I think it is convenient at this stage to set out in brief the case that was before the trial court. The prosecution’s case was supported by the evidence of five witnesses. Mary Wambui Chege (P.W.1), told the trial court that her trees had been cut by unknown persons from her farm for many years until she was informed by Veronica Karioko Muga (P.W.2), P.W.1’s sister who was the caretaker of the parcels of land known as L.R. Nos. Iriaini/Chehe/572 and Iriaini/Chehe/834 that she had seen the appellant commit the offence. P.W.2 told the trial court that she was informed by Samson Wachira (P.W.3) that on 7th November 2004 at 10. 00 a.m. he had stumbled on two people carrying logs cut from P.W.1’s farm down the slope into the appellant’s land. P.W.2 witnessed the logs being hidden under some tea bushes in the appellant’s father’s farm. P.W.2 said she saw the appellant supervise the exercise of moving  the tree logs from P.W.1’s farm into his   father’s farm. On the instructions of P.W.2, David Mwangi Munyiri (P.W.4) visited the farm where he saw the hidden beams. P.W.4 took the police to the scene on 20th November 2004. Samson Wachira (P.W.3) said he had gone to fetch grass in the farm of P.W.1 when he heard the sound of trees being cut down. He went nearer and saw the appellant felling the trees standing on P.W.1’s farm. It is then that he rushed to inform P.W.2 of what he had witnessed. Sgt Barasa (P.W.5) said he   accompanied P.W.1 to her farm on 20th November 2004 where he witnessed wanton destruction of trees. P.W.5 said he inspected P.W.1’s farm and discovered that there were freshly cut tree stamps. P.W.1 gave P.W.5 the appellant’s name as the prime suspect. P.W.5 inspected the appellant’s father’s farm and discovered 10 freshly cut beams hidden under the tea bushes. He took possession of those beams which were later produced as exhibits in evidence. P.W.5       said the appellant took off when he saw the police approach his home. The appellant was later arrested and charged with the offence of theft. P.W.5 surveyed the appellant’s father’s farm but he did not see any freshly cut tree stumps.

When placed on his defence the appellant claimed that he had cut three trees from his father’s farm on 17th November 2007. This evidence was displaced by P.W.5’s evidence who said he did not see any freshly cut tree stumps  in the appellant’s father’s farm when he visited the farm on 20th November 2004.

Having set out the case that was before the trial court, it is now time to consider the appeal that is before me. Mr. Wambugu, learned advocate for the appellant argued that there was not evidence that the complainant was the owner of the stolen items. The learned advocate pointed out that the parcels of land where the trees were cut were registered in the name of a son of P.W.1. It was also argued that the trial magistrate shifted the burden of proof when she stated that the appellant had failed to explain why tree beams were hidden in his father’s farm. Mr.

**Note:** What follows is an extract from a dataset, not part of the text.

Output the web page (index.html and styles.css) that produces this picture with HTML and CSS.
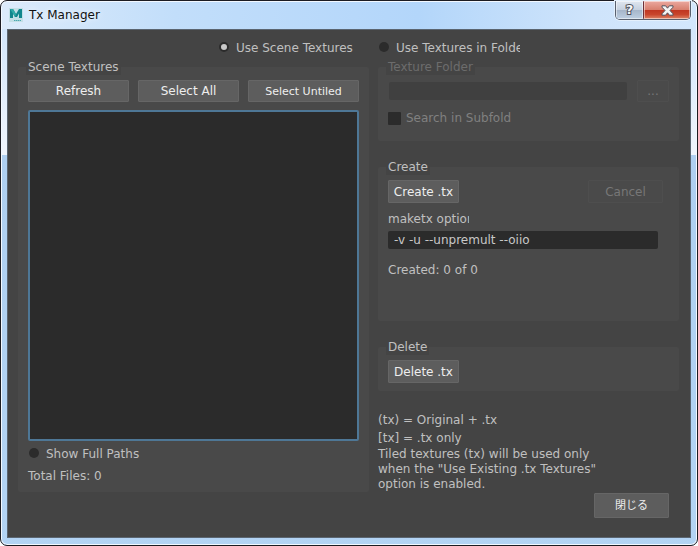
FILE: index.html
```html
<!DOCTYPE html>
<html lang="ja">

<head>
  <meta charset="UTF-8">
  <meta name="viewport" content="width=device-width, initial-scale=1.0">
  <title>Tx Manager</title>
  <link rel="stylesheet" href="styles.css">
</head>

<body>
  <div class="window">
    <header class="titlebar">
      <svg class="logo" viewBox="0 0 14 14" aria-hidden="true">
        <rect width="14" height="14" fill="#c3dfe6"/>
        <path d="M1 1h3l3 5 3-5h3v9h-3V5.500L8 9H6L4 5.500V10H1z" fill="#12868c"/>
        <path d="M1 1h3l3 5-1 3-2-3.500z" fill="#2fa9a6"/>
        <path d="M5 12.500h7" stroke="#4aa9b0" stroke-dasharray="1.500 .500"/>
      </svg>
      <h1>Tx Manager</h1>
      <div class="caption-buttons">
        <button type="button" class="help" aria-label="Help">?</button>
        <button type="button" class="close" aria-label="Close">
          <svg width="13" height="11" viewBox="0 0 13 11">
            <path d="M1 .8h3.600l1.900 2.400L8.400 .8H12v1.400L9 5.500l3 3.300v1.400H8.400L6.500 7.800 4.600 10.200H1V8.800L4 5.500 1 2.200z" fill="#f4f4f4" stroke="#53505c"/>
          </svg>
        </button>
      </div>
    </header>

    <main class="client">
      <div class="modes">
        <label class="mode"><input type="radio" name="mode" checked>Use Scene Textures</label>
        <label class="mode mode-folder"><input type="radio" name="mode">Use Textures in Folder</label>
      </div>

      <div class="columns">
        <fieldset class="scene">
          <legend>Scene Textures</legend>
          <div class="scene-body">
            <div class="scene-buttons">
              <button type="button">Refresh</button>
              <button type="button">Select All</button>
              <button type="button" class="untiled">Select Untiled</button>
            </div>
            <select class="list" size="10" aria-label="Scene Textures"></select>
            <label class="full-paths"><input type="radio" name="paths">Show Full Paths</label>
            <p class="total">Total Files: 0</p>
          </div>
        </fieldset>

        <div class="side">
          <fieldset class="folder" disabled>
            <legend>Texture Folder</legend>
            <div class="folder-path">
              <input type="text" aria-label="Texture Folder">
              <button type="button">...</button>
            </div>
            <label class="subfolders"><input type="checkbox"><span>Search in Subfolders</span></label>
          </fieldset>

          <fieldset class="create">
            <legend>Create</legend>
            <div class="create-buttons">
              <button type="button" class="action">Create .tx</button>
              <button type="button" class="cancel" disabled>Cancel</button>
            </div>
            <label class="options-label" for="options">maketx options</label>
            <input type="text" id="options" value="-v -u --unpremult --oiio">
            <p class="created">Created: 0 of 0</p>
          </fieldset>

          <fieldset class="delete">
            <legend>Delete</legend>
            <button type="button" class="action">Delete .tx</button>
          </fieldset>

          <div class="notes">
            <p>(tx) = Original + .tx</p>
            <p>[tx] = .tx only</p>
            <p class="hint">Tiled textures (tx) will be used only<br>when the "Use Existing .tx Textures"<br>option is enabled.</p>
          </div>
        </div>
      </div>

      <footer>
        <button type="button" class="dismiss">閉じる</button>
      </footer>
    </main>
  </div>
</body>

</html>
```
FILE: styles.css
```css
* {
  box-sizing: border-box;
}
body {
  margin: 0;
  background: #fff;
  color: #c0c0c0;
  font: 12px/16px "DejaVu Sans", "Noto Sans CJK JP", sans-serif;
}
h1, p {
  margin: 0;
}

/* window frame */
.window {
  display: flex;
  flex-direction: column;
  min-height: 100vh;
  padding: 0 6px 7px;
  border: 1px solid #1c1c22;
  border-radius: 7px;
  background:
    linear-gradient(90deg, #dcebfb, #c2defa 25%, #b3d6fa 60%, #cfe4fb 85%, #d3e7fc) 0 0 / 100% 28px no-repeat,
    linear-gradient(#d3e6fb, #f0f5fc 126px, #aecff0 126px, #b3d4f4) 0 28px / 100% 100% no-repeat;
  box-shadow: inset 0 0 0 1px #f2f8ff;
}
.titlebar {
  display: flex;
  align-items: flex-start;
  height: 28px;
}
.logo {
  width: 14px;
  height: 14px;
  margin: 7px 6px 0 2px;
}
.titlebar h1 {
  flex: 1;
  padding-top: 6px;
  color: #111;
  font-size: 12px;
  font-weight: normal;
  text-shadow: 0 0 6px #fff;
}
.caption-buttons {
  display: flex;
  height: 19px;
  border: 1px solid #59616f;
  border-top: 0;
  border-radius: 0 0 5px 5px;
  overflow: hidden;
  box-shadow: 0 0 0 1px #e4f0fc;
}
.caption-buttons button {
  display: flex;
  align-items: center;
  justify-content: center;
  height: 18px;
  padding: 0;
  border: 0;
  box-shadow: inset 0 0 0 1px rgba(255, 255, 255, .5);
}
.caption-buttons .help {
  width: 27px;
  background: linear-gradient(#dfe6ef, #c5d0de 50%, #a5b5c9 50%, #bdcfe2);
  color: #f8f8f8;
  font: bold 13px/18px "DejaVu Sans", sans-serif;
  -webkit-text-stroke: 2px #50535f;
  paint-order: stroke fill;
}
.caption-buttons .close {
  width: 47px;
  border-left: 1px solid #6d3038;
  background: linear-gradient(#eba9a0, #d8806f 48%, #bf3520 50%, #c8452c 75%, #dd8466);
}

/* dialog body */
.client {
  display: flex;
  flex: 1;
  flex-direction: column;
  padding: 10px 11px 19px 10px;
  border: 1px solid #5b6570;
  background: #444;
}
.modes {
  display: grid;
  grid-template-columns: 351fr 301fr;
  gap: 9px;
  height: 19px;
}
.mode {
  overflow: hidden;
  white-space: nowrap;
}
.mode:first-child {
  justify-self: end;
  width: 151px;
}
.mode-folder {
  width: 142px;
}
.columns {
  display: grid;
  flex: 1;
  grid-template-columns: 351fr 301fr;
  gap: 9px;
}
fieldset {
  min-width: 0;
  margin: 0;
  padding: 5px 10px 8px;
  border: 0;
  border-radius: 2px;
  background: #494949;
}
legend {
  margin-left: -2px;
  padding: 0 2px;
  background: #444;
}
button {
  height: 22px;
  padding: 0;
  border: 1px solid #666;
  border-radius: 1px;
  background: #5d5d5d;
  color: #eee;
  font: inherit;
}
button:disabled {
  border-color: #4e4e4e;
  background: #4a4a4a;
  color: #777;
}
input[type="text"] {
  width: 100%;
  min-width: 0;
  height: 18px;
  padding: 0 6px;
  border: 0;
  border-radius: 2px;
  background: #2b2b2b;
  color: #c8c8c8;
  font: inherit;
}
input[type="text"]:disabled {
  background: #404040;
}
input[type="radio"] {
  appearance: none;
  width: 10px;
  height: 10px;
  margin: 0 7px 0 1px;
  border-radius: 50%;
  background: #2b2b2b;
}
input[type="radio"]:checked {
  border: 2px solid #2b2b2b;
  background: #c8c8c8;
}

/* scene textures */
.scene {
  height: 100%;
}
.scene-body {
  display: flex;
  flex-direction: column;
  height: 100%;
}
.scene-buttons {
  display: grid;
  grid-template-columns: 101fr 101fr 111fr;
  gap: 9px;
  margin-bottom: 8px;
}
.untiled {
  padding-top: 2px;
  font-size: 11px;
}
.list {
  flex: 1;
  width: 100%;
  margin-bottom: 5px;
  border: 2px solid #4e7796;
  border-radius: 2px;
  outline: 0;
  background: #2b2b2b;
  color: #c8c8c8;
}
.full-paths {
  margin-bottom: 6px;
}

/* right column */
.side {
  display: flex;
  flex-direction: column;
  gap: 18px;
}
.folder {
  height: 82px;
  color: #6c6c6c;
}
.folder-path {
  display: flex;
  align-items: center;
  gap: 10px;
  padding-left: 1px;
}
.folder-path button {
  flex: 0 0 32px;
}
.subfolders {
  display: flex;
  align-items: center;
  gap: 5px;
  margin-top: 8px;
  color: #808080;
}
.subfolders input {
  appearance: none;
  width: 13px;
  height: 13px;
  margin: 0;
  border-radius: 1px;
  background: #2b2b2b;
}
.subfolders span {
  width: 105px;
  overflow: hidden;
  white-space: nowrap;
}
.create {
  height: 162px;
  padding-right: 21px;
}
.create-buttons {
  display: flex;
  justify-content: space-between;
  margin: 0 -5px 8px 0;
}
.action {
  width: 71px;
  height: 23px;
}
.cancel {
  width: 75px;
  height: 23px;
}
.options-label {
  display: block;
  width: 81px;
  margin-bottom: 4px;
  overflow: hidden;
  white-space: nowrap;
}
.created {
  margin-top: 13px;
}
.delete {
  height: 52px;
}
.notes {
  margin-top: 2px;
  line-height: 18px;
}
.hint {
  line-height: 15px;
}
footer {
  display: flex;
  justify-content: flex-end;
  padding: 1px 10px 0;
}
.dismiss {
  width: 75px;
  height: 25px;
  font-size: 11px;
}
```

Wambugu further argued that the sentence meted against the appellant was harsh and excessive.

Mr. Makura, learned Senior State Counsel vehemently opposed the appeal. He pointed out that despite P.W.1 not being the registered owner of the land where the trees were cut, he was a proper complainant under S.2 of Criminal Procedure Code. It is also argued that the trial magistrate did not shift the burden of proof to the appellant. On the issue as to whether or not there was bad-blood between the appellant and complainant, Mr. Makura was of the view that it was inconceivable for the complainant to team up with four independent witnesses to frame up the appellant.

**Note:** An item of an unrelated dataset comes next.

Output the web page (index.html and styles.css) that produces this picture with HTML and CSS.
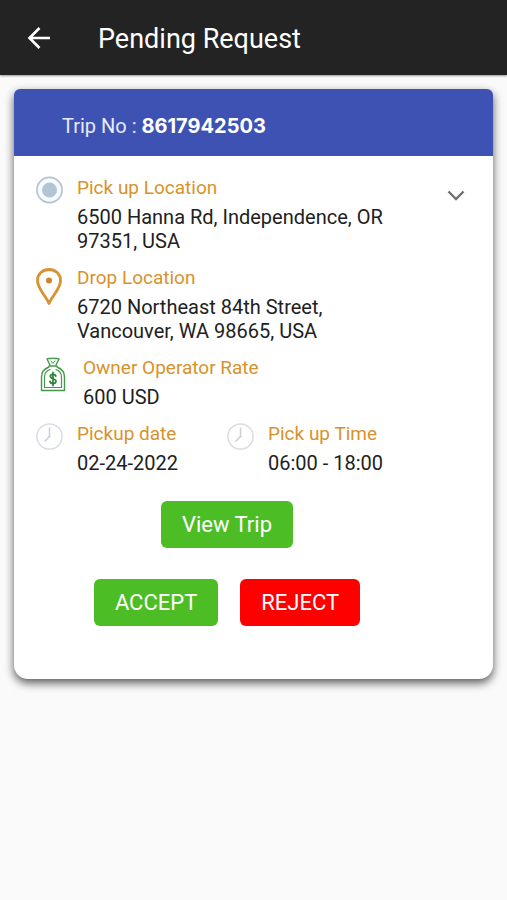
FILE: index.html
```html
<!DOCTYPE html>
<html lang="en">
	<head>
		<meta charset="utf-8">
		<meta name="viewport" content="width=device-width, initial-scale=1">
		<title>Pending Request</title>
		<link rel="stylesheet" href="styles.css">
	</head>
	<body>
		<header class="app-bar">
			<button type="button" class="icon-btn back" aria-label="Back">
				<svg width="24" height="24" viewBox="0 0 24 24" fill="none" stroke="#fff" stroke-width="2.6">
					<path d="M23 12H3M12.500 2L2.500 12L12.500 22"/>
				</svg>
			</button>
			<h1>Pending Request</h1>
		</header>

		<main class="card">
			<h2 class="card-head">Trip No : <strong>8617942503</strong></h2>
			<div class="card-body">
				<div class="details">
					<div class="item">
						<svg class="icon" width="28" height="28" viewBox="0 0 28 28">
							<circle cx="13.500" cy="14" r="12.600" fill="#f7fafc" stroke="#b3c1d0" stroke-width="1.600"/>
							<circle cx="13.500" cy="14" r="7.500" fill="#b0c6d6"/>
						</svg>
						<div class="text">
							<h3>Pick up Location</h3>
							<p>6500 Hanna Rd, Independence, OR 97351, USA</p>
						</div>
					</div>

					<div class="item">
						<svg class="icon" width="28" height="40" viewBox="0 0 28 40">
							<path d="M13 37.500C10 30 1.500 23 1.500 14.500C1.500 8 6.500 3.500 13 3.500S24.500 8 24.500 14.500C24.500 23 16 30 13 37.500Z" fill="none" stroke="#d8932f" stroke-width="2.800" stroke-linejoin="round"/>
							<circle cx="13" cy="14.500" r="3" fill="#cf8526"/>
						</svg>
						<div class="text">
							<h3>Drop Location</h3>
							<p>6720 Northeast 84th Street, Vancouver, WA 98665, USA</p>
						</div>
					</div>

					<div class="item">
						<svg class="icon wide" width="34" height="36" viewBox="0 0 34 36" fill="none" stroke="#43984a" stroke-width="1.400" stroke-linejoin="round" stroke-linecap="round">
							<path d="M14 9L11 3C13 1.500 14.500 3.500 17 2C19.500 3.500 21 1.500 23 3L20 9"/>
							<path d="M15 5L17 7.500L19 5" stroke-width="1"/>
							<path d="M13 10H21"/>
							<path d="M13 11C8 13 5.500 17 5.500 21V34.500H28.500V21C28.500 17 26 13 21 11"/>
							<path d="M14 13.500C10 15 8.500 18 8.500 21V31.500H25.500V21C25.500 18 24 15 20 13.500" stroke-width="1.200"/>
							<path d="M19.800 20C19.300 17.800 14.300 17.500 14.300 20.300C14.300 23.200 20 22.300 20 25.300C20 28.300 14.500 28 14 25.500M17 16.500V29.500" stroke="#2f8437" stroke-width="1.800"/>
						</svg>
						<div class="text">
							<h3>Owner Operator Rate</h3>
							<p>600 USD</p>
						</div>
					</div>

					<div class="row">
						<div class="item">
							<svg class="icon" width="28" height="28" viewBox="0 0 28 28" fill="none" stroke="#d9dce3" stroke-width="1.500">
								<circle cx="13.500" cy="14.500" r="12.600"/>
								<path d="M13.500 5.500V14.500L8.500 19.500" stroke="#c8cee0"/>
								<circle cx="13.500" cy="14.500" r="1" fill="#c8cee0" stroke="none"/>
							</svg>
							<div class="text">
								<h3>Pickup date</h3>
								<p>02-24-2022</p>
							</div>
						</div>
						<div class="item">
							<svg class="icon" width="28" height="28" viewBox="0 0 28 28" fill="none" stroke="#dcdcdc" stroke-width="1.500">
								<circle cx="13.500" cy="14.500" r="12.600"/>
								<path d="M13.500 5.500V14.500L8.500 19.500" stroke="#cdcfd0"/>
								<circle cx="13.500" cy="14.500" r="1" fill="#cdcfd0" stroke="none"/>
							</svg>
							<div class="text">
								<h3>Pick up Time</h3>
								<p>06:00 - 18:00</p>
							</div>
						</div>
					</div>

					<div class="actions">
						<button type="button" class="btn">View Trip</button>
						<div class="choices">
							<button type="button" class="btn">ACCEPT</button>
							<button type="button" class="btn reject">REJECT</button>
						</div>
					</div>
				</div>

				<button type="button" class="icon-btn toggle" aria-label="Collapse trip">
					<svg width="18" height="12" viewBox="0 0 18 12" fill="none" stroke="#707070" stroke-width="2.400">
						<path d="M1.500 1.500L9 9L16.500 1.500"/>
					</svg>
				</button>
			</div>
		</main>
	</body>
</html>
```

FILE: styles.css
```css
* {
	box-sizing: border-box;
}

body {
	margin: 0;
	font-family: Roboto, "Liberation Sans", sans-serif;
	font-size: 20px;
	line-height: 24px;
	background: #fafafa;
	color: #212121;
}

h1, h2, h3, p {
	margin: 0;
	font-weight: 400;
}

button {
	font: inherit;
	border: 0;
	cursor: pointer;
}

.app-bar {
	display: flex;
	align-items: center;
	gap: 47px;
	height: 75px;
	padding: 0 27px;
	background: #232323;
	color: #fff;
	box-shadow: 0 1px 2px rgba(0, 0, 0, 0.4);
}

.app-bar h1 {
	font-size: 27px;
	line-height: 32px;
	padding-top: 2px;
}

.icon-btn {
	display: flex;
	padding: 0;
	background: none;
}

.card {
	margin: 14px;
	background: #fff;
	border-radius: 6px 6px 14px 14px;
	box-shadow: 0 4px 10px rgba(0, 0, 0, 0.65);
}

.card-head {
	padding: 25px 48px 18px;
	font-size: 20px;
	line-height: 24px;
	background: #3e52b4;
	color: #e8ebfa;
	border-radius: 6px 6px 0 0;
}

.card-head strong {
	font-family: Inter, Roboto, sans-serif;
	font-size: 20px;
	font-weight: 700;
	line-height: 20px;
	color: #fff;
}

.card-body {
	display: flex;
	align-items: flex-start;
	padding: 20px 28px 53px 0;
}

.details {
	display: flex;
	flex-direction: column;
	flex: 1;
	gap: 13px;
}

.item {
	display: flex;
	align-items: flex-start;
	gap: 13px;
	padding: 0 20px 0 22px;
}

.icon {
	flex: none;
}

.text h3 {
	margin-bottom: 5px;
	font-size: 19px;
	color: #d8922b;
}

.row {
	display: grid;
	grid-template-columns: 191px 1fr;
}

.toggle {
	margin: 14px 0 0 7px;
}

.actions {
	display: flex;
	flex-direction: column;
	align-items: center;
	gap: 31px;
	padding-top: 13px;
}

.choices {
	display: flex;
	gap: 22px;
}

.btn {
	padding: 11px 21px 10px;
	font-size: 22px;
	line-height: 26px;
	color: #fff;
	background: #4dbd26;
	border-radius: 6px;
}

.btn.reject {
	background: #fe0000;
}
```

I have considered the rival submissions. The main issues ably argued are twofold. First, that the complainant was not the owner of the parcel of land where the trees were cut down. There is no doubt that the complainant is the known and recognized owner of the grevella trees standing on the parcels of land   known as L.R. Irianini/Chehe/572 and 834. The complainant did not need to show title to t he land. What the complainant needed to show is that she was the owner of the stolen trees. I find this ground to be without merit. The second ground is to the effect that the trial court had shifted the burden of proof to the appellant. I have carefully perused the judgment of the trial magistrate and it is apparent that the learned Senior Resident Magistrate stated that the accused had failed to explain why he had hidden the tree beams under a tea plantation in a valley.     In my view, I do not think the learned Senior Resident Magistrate shifted the burden of proof. In any case there was direct evidence from an eye witness i.e. P.W.3 who said that he witnessed the appellant cut the trees and remove the logs to hide under tea bushes in the appellant’s father’s farm. On the basis of my above findings I am convinced the appeal against conviction must fail.

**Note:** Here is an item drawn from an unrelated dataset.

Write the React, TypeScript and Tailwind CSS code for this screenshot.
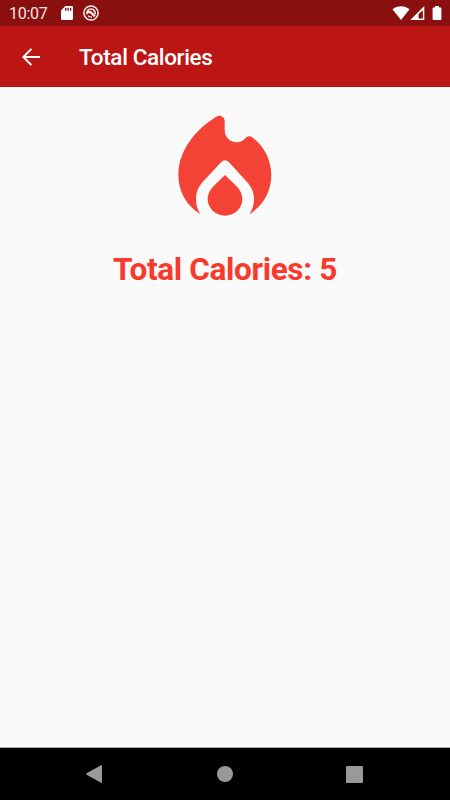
function StatusBar() {
  return (
    <div className="flex h-[26px] items-center bg-[#8a1010] pr-[8px] pl-[9px] text-white">
      <span className="w-[52px] pt-[2px] text-[16px] leading-none tracking-[-0.3px] text-[#f3e4e4]">10:07</span>
      <svg className="h-[14px] w-[12px]" viewBox="0 0 12 14">
        <path
          fill="#fff"
          fillRule="evenodd"
          d="M4.4 0H10.8Q12 0 12 1.2V12.8Q12 14 10.8 14H1.2Q0 14 0 12.8V4.4ZM4 1.8V4.8H5.4V1.8ZM6.4 1.8V4.8H7.8V1.8ZM8.9 1.8V4.8H10.3V1.8Z"
        />
      </svg>
      <svg className="ml-[10px] h-[16px] w-[16px]" viewBox="0 0 16 16" fill="none" stroke="#f8eeee">
        <circle cx="8" cy="8" r="7.1" strokeWidth="1.5" />
        <path d="M4.2 9.2C3.5 6 5.6 4 8 4C11 4 12.6 6.6 12 9.4" strokeWidth="1.7" />
        <path d="M5 7.2H7.6L11.8 11.4" strokeWidth="2.2" />
        <path d="M5 10.6C6 12 7.4 12.2 9 12" strokeWidth="1.3" />
      </svg>

      <div className="ml-auto flex items-center">
        <svg className="h-[14px] w-[18px]" viewBox="0 0 18 14">
          <path fill="#fff" d="M9 14L0.5 3.2C5.2 -0.9 12.8 -0.9 17.5 3.2Z" />
        </svg>
        <svg className="h-[14px] w-[15px]" viewBox="0 0 15 14">
          <path fill="#fff" fillRule="evenodd" d="M0.3 14L14.3 0V14ZM8.6 7.9V12.6H12.9V4.2Z" />
        </svg>
        <svg className="ml-[7px] h-[14px] w-[10px]" viewBox="0 0 10 14">
          <path
            fill="#fff"
            d="M3 0H7V1.4H8.5Q9.4 1.4 9.4 2.3V13.1Q9.4 14 8.5 14H1.5Q0.6 14 0.6 13.1V2.3Q0.6 1.4 1.5 1.4H3Z"
          />
        </svg>
      </div>
    </div>
  );
}

function AppBar({ title }: { title: string }) {
  return (
    <header className="flex h-[61px] items-center bg-[#bb1614] pl-[22px] text-white">
      <svg className="h-[18px] w-[18px]" viewBox="0 0 18 18" fill="none" stroke="#fff" strokeWidth="2">
        <path d="M18 9H1.6M9.4 0.9L1.4 9L9.4 17.1" />
      </svg>
      <h1 className="ml-[39px] pt-[2px] text-[22.5px] leading-none font-medium tracking-[-0.36px]">{title}</h1>
    </header>
  );
}

function FlameIcon() {
  return (
    <svg className="h-[120px] w-[110px]" viewBox="0 0 330 360" fill="#f44336">
      <path d="M91 328C50 302 25 260 25 210C25 135 78 72 139 35C150 28 164 36 164 49V76C164 96 180 112 200 112C211 112 220 107 227 99C232 93 240 92 246 97C282 122 304 166 304 210C304 260 279 302 238 328C248 314 252 298 252 281C252 262 244 246 232 232L177 172Q165 160 153 172L97 232C85 246 78 262 78 281C78 298 82 314 91 328Z" />
      <path d="M165 210L201 245C211 255 217 268 217 282C217 310 194 332 165 332C136 332 113 310 113 282C113 268 119 255 129 245Z" />
    </svg>
  );
}

function NavigationBar() {
  return (
    <nav className="flex h-[53px] items-center justify-between border-t border-[#aaa] bg-black pr-[87px] pl-[86px]">
      <svg className="h-[18px] w-[16px]" viewBox="0 0 16 18">
        <path fill="#999" d="M15 0.3Q16 -0.2 16 1V17Q16 18.2 15 17.7L0.6 9.7Q-0.2 9 0.6 8.3Z" />
      </svg>
      <span className="ml-px h-4 w-4 rounded-full bg-[#999]" />
      <span className="h-[17px] w-[17px] rounded-[1px] bg-[#999]" />
    </nav>
  );
}

export default function App() {
  const calories = 5;

  return (
    <div className="flex h-screen flex-col overflow-hidden bg-[#fafafa] font-['Roboto',sans-serif]">
      <StatusBar />
      <AppBar title="Total Calories" />
      <main className="flex flex-1 flex-col items-center pt-[18px]">
        <FlameIcon />
        <p className="mt-[26px] text-[31.5px] leading-[37px] font-bold tracking-[-0.35px] whitespace-nowrap text-[#f8392c]">
          Total Calories: {calories}
        </p>
      </main>
      <NavigationBar />
    </div>
  );
}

The appellant has said that the sentence slapped against him is harsh and excessive. Mr. Makura conceded the appeal on this ground. There is no doubt that that the appellant was convicted for an offence under S. 275 of the Penal Code. The maximum sentence prescribed is three years. The record shows that the appellant was a first offender. It has always been the court’s policy that a first offender should not be sentenced to the maximum sentence. In this appeal I am convinced the trial magistrate did not properly apply the sentencing principles. This entitles this court to interfere with the order on sentence.   I set aside the sentence of 3 years and substitute  it with an order sentencing the appellant to serve 12 months imprisonment.

In the end, the appeal against conviction is dismissed. The appeal against sentence is allowed. The sentence of 3 years is set aside and is substituted with a sentence of 12 months imprisonment. When computing the period the appellant will serve the prison authorities should take into account the period the appellant served before he was released on bail/bond pending appeal.

Dated and delivered this 17th day of September 2010.

J.K. SERGON

JUDGE

In open court in the presence of Mr. Wambugu for the appellant for the Appellants and Mr. Makura for the State.